Think about it: most classical murder mysteries feel quite divorced from actual death, from true human ugliness. They aren’t scary, they aren’t grim. Some of the best ones feel lightly humorous, like Christie’s Hercule Poirot stories, or Dorothy Sayer’s Peter Whimsey stories. They may be about murder, but they aren’t grisly or dark.
‘The Honjin Murders’ reveals this darkness in the motive for the deaths. More than any other murder mystery I can remember, the motive for the crime at the center of this novel felt true and upsetting, and, in the end, I think it makes the book a lot stronger. It feels like a sudden swerve into verisimilitude when you, the reader, were expecting only genre. It’s almost a twist, and I love that about it.
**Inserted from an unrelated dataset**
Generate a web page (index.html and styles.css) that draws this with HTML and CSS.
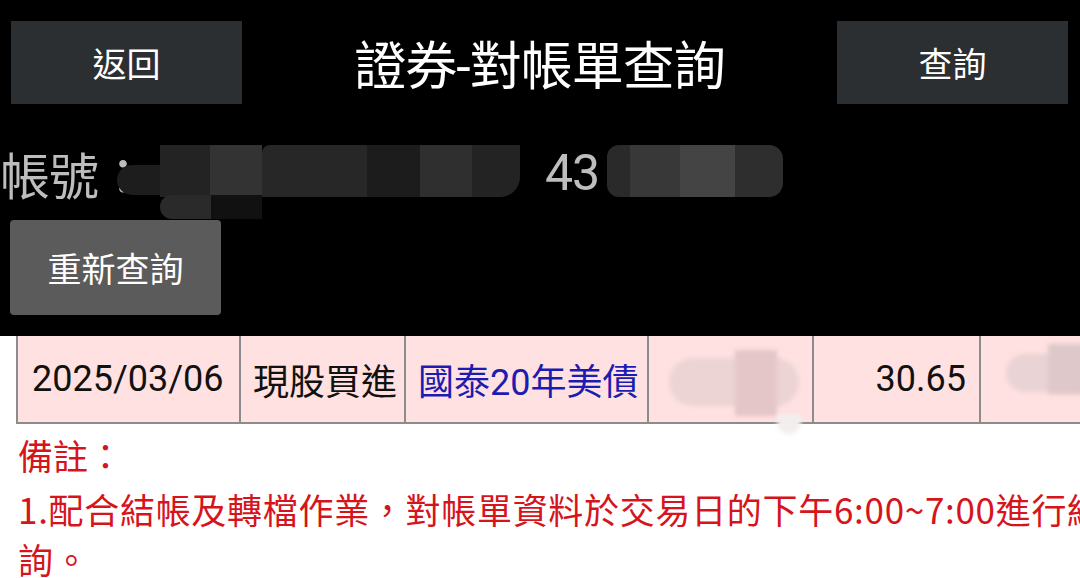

I also think it demonstrates how sophisticated a mystery writer Yokomizo is. It takes skill to play with a genre as well as he has here, to exist both within and without its conventions. And I absolutely believe that he is playing intentionally, that ‘The Honjin Murders’ is meta-aware, so to speak. Mystery novels, their forms and conventions, are mentioned multiple times throughout the book, and the murders in the novel are described using terms from literary mysteries.
All of which leads me to believe that Yokomizo meant the motive to feel like a sudden ice bath for a readership complacently expecting a “normal” genre resolution. To remind his readers that murder, while we might find it entertaining in certain formats, is actually a terrible thing, done for terrible reasons. And while it might seem perverse and hypocritical, a murder mystery writer reminding people that murder isn’t entertaining, it doesn’t come across as preachy or like Yokomizo is trying to have it all. It is, in my opinion, basically completely successful.
I loved this book. I recommend it highly, and I personally will be reading everything of Yokomizo’s I can get my hands on.